Aim of the exercise
In this exercise, the entries below include pictures. Repeat exactly the lines from the line with "Emit a component" to the line with "h-[36px] rounded-[4px] border", including both, but without the pictures.

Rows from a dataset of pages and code

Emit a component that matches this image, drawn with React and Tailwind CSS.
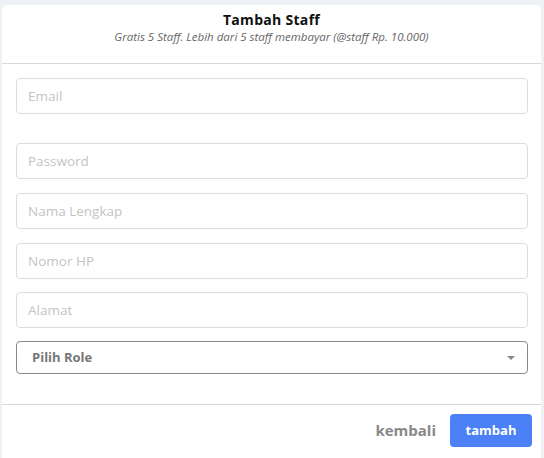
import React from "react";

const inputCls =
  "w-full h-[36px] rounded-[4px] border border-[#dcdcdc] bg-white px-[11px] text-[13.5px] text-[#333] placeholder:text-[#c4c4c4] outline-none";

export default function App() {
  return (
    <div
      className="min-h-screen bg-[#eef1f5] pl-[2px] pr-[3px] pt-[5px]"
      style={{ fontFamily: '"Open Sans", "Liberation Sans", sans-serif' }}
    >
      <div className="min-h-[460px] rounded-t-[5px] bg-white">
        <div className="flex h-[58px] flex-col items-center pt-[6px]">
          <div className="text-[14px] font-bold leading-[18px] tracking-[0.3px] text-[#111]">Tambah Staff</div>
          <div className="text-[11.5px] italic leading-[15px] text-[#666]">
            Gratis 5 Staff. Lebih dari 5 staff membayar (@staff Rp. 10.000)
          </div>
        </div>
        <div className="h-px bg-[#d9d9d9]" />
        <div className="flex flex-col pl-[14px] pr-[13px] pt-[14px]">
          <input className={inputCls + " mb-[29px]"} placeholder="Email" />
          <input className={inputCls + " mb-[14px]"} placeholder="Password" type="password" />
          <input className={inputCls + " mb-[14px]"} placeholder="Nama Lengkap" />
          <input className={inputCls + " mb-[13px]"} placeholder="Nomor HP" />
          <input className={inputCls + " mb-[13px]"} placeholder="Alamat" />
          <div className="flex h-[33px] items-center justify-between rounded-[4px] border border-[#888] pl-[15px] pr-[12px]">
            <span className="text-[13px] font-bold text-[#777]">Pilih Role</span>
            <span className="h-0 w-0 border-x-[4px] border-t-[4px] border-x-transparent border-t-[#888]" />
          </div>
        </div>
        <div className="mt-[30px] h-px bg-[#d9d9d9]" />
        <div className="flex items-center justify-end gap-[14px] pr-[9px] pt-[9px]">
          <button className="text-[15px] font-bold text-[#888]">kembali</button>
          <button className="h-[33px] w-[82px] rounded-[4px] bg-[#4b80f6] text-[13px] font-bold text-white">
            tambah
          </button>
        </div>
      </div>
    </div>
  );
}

==

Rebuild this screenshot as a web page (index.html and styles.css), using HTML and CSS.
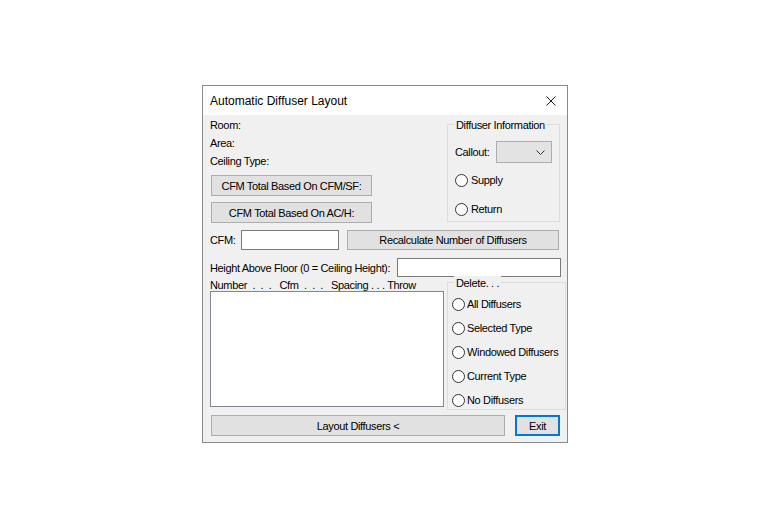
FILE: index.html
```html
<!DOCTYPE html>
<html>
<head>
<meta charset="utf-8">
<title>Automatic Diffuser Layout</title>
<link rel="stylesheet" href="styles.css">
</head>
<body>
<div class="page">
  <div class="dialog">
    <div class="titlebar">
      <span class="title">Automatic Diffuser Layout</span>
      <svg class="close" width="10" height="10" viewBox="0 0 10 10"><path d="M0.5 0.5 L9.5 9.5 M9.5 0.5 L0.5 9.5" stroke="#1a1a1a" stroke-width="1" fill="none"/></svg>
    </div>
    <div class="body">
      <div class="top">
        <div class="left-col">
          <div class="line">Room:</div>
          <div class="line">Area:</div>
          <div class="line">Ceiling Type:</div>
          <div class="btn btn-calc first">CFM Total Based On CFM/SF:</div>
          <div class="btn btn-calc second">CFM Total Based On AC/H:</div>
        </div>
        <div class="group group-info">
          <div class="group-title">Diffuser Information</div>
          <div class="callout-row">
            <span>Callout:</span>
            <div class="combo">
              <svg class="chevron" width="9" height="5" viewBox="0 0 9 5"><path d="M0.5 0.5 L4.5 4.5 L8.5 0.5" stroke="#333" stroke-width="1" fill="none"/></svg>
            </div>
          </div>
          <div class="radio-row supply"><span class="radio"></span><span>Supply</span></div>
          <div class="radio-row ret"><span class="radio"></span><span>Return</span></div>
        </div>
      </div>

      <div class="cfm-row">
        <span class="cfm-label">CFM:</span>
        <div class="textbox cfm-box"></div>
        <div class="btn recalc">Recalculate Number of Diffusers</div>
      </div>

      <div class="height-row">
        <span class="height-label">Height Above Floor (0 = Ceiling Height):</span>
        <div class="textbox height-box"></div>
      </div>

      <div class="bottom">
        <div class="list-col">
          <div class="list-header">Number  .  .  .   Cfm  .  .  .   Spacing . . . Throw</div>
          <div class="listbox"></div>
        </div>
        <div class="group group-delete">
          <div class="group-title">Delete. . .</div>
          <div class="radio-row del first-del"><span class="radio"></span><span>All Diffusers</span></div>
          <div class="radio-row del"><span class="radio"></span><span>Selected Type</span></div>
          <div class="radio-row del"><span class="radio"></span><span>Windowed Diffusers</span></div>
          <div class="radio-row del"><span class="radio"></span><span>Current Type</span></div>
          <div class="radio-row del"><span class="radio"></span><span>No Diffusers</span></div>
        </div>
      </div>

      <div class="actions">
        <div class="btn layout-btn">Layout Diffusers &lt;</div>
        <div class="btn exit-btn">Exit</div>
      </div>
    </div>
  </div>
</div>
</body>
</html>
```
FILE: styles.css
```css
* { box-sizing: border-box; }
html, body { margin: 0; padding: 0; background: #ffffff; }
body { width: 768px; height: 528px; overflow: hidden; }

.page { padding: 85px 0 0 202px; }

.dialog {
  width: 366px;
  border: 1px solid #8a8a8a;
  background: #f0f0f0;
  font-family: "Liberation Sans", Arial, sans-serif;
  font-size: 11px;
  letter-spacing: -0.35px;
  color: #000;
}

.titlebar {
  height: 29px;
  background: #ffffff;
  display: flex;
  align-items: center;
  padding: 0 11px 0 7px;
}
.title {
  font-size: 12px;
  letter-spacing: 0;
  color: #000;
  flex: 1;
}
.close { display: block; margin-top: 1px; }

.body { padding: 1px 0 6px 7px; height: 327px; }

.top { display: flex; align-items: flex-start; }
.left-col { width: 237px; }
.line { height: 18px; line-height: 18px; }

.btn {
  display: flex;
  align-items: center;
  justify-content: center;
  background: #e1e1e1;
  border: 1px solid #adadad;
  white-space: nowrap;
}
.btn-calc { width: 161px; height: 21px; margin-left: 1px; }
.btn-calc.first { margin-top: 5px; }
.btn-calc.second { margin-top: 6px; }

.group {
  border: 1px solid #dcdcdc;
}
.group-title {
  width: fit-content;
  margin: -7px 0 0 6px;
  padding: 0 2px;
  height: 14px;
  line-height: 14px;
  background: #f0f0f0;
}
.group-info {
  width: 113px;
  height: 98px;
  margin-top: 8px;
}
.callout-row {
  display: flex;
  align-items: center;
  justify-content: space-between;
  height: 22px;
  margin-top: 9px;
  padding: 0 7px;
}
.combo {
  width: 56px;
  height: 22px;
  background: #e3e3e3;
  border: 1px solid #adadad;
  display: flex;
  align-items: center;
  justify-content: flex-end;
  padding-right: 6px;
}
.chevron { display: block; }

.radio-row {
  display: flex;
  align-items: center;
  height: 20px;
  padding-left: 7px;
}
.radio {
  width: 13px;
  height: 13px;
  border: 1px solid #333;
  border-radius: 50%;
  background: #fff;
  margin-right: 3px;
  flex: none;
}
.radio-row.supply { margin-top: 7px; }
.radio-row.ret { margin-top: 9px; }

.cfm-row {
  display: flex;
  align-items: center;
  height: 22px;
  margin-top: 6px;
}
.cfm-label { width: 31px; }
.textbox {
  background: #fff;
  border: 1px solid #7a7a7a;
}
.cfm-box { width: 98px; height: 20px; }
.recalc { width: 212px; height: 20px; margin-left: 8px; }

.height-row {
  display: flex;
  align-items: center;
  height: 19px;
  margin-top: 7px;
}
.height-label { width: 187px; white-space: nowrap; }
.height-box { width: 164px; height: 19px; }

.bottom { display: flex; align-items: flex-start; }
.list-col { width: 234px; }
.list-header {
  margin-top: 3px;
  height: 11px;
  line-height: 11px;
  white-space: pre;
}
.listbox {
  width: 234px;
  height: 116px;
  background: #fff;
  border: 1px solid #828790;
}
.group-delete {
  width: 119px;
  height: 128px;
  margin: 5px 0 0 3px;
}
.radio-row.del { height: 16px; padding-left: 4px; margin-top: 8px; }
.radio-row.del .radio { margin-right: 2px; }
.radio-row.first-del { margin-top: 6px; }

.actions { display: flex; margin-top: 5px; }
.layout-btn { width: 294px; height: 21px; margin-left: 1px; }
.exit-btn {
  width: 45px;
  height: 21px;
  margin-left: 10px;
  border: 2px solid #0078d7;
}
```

* * *

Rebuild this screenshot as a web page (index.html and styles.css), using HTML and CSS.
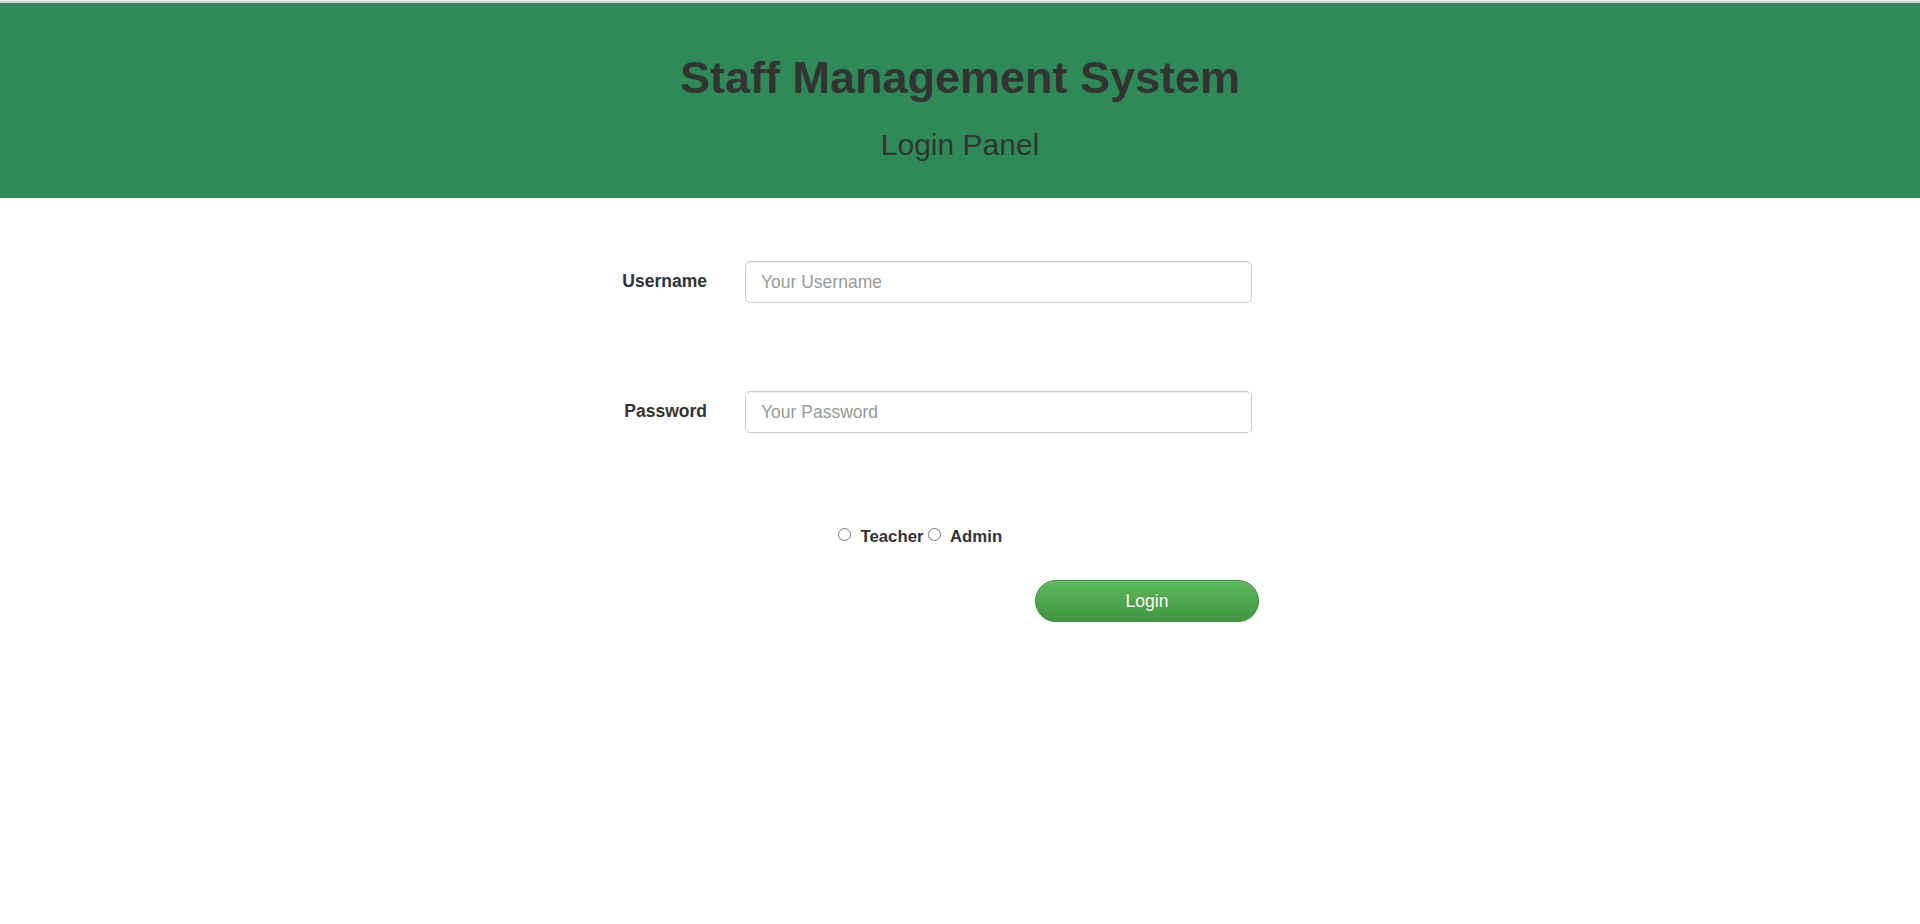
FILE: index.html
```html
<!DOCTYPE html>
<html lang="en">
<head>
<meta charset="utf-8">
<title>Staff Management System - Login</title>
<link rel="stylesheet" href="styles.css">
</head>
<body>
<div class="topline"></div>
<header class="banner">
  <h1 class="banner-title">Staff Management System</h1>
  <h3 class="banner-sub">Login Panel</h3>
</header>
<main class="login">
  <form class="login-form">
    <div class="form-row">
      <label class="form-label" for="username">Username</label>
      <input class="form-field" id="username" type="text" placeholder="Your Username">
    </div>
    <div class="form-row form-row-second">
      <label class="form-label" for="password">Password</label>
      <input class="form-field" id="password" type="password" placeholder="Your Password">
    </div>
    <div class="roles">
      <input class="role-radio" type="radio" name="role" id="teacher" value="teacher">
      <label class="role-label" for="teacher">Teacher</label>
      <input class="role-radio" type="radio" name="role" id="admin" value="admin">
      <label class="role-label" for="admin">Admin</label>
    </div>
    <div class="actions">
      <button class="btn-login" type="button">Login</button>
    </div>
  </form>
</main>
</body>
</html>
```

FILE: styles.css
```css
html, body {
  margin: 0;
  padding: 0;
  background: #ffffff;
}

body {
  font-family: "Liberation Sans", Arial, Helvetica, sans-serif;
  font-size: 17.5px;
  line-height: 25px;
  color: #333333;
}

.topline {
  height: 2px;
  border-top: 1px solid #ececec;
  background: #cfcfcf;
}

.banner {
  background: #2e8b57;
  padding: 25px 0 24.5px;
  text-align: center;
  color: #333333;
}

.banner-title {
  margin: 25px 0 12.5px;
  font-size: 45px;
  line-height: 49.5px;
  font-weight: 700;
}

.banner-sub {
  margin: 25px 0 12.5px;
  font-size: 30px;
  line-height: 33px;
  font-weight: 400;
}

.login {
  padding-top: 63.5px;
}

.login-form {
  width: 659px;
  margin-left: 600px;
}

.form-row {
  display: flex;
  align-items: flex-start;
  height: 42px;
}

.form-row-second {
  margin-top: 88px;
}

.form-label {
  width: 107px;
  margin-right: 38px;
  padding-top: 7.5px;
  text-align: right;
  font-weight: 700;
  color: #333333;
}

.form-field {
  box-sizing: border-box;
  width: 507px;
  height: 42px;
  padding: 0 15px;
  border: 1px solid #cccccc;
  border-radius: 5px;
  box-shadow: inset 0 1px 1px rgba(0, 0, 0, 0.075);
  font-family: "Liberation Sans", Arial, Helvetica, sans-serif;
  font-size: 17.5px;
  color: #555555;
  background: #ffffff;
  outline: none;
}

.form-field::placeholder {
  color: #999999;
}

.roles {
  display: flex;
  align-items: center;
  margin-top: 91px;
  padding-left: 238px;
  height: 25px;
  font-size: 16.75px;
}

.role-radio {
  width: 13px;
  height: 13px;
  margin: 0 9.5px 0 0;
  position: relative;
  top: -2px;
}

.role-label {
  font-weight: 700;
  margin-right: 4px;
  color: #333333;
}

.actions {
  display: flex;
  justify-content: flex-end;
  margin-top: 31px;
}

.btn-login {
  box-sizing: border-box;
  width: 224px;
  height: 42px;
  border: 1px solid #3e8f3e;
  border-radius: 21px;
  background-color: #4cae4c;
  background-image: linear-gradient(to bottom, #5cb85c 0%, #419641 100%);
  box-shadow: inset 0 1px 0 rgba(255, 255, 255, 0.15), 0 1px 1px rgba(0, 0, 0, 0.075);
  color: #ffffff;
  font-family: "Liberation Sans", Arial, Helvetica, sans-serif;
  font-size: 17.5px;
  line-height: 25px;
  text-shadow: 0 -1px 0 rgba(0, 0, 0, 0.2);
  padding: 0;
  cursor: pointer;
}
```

Written solution
Emit a component that matches this image, drawn with React and Tailwind CSS.
import React from "react";

const inputCls =
  "w-full h-[36px] rounded-[4px] border border-[#dcdcdc] bg-white px-[11px] text-[13.5px] text-[#333] placeholder:text-[#c4c4c4] outline-none";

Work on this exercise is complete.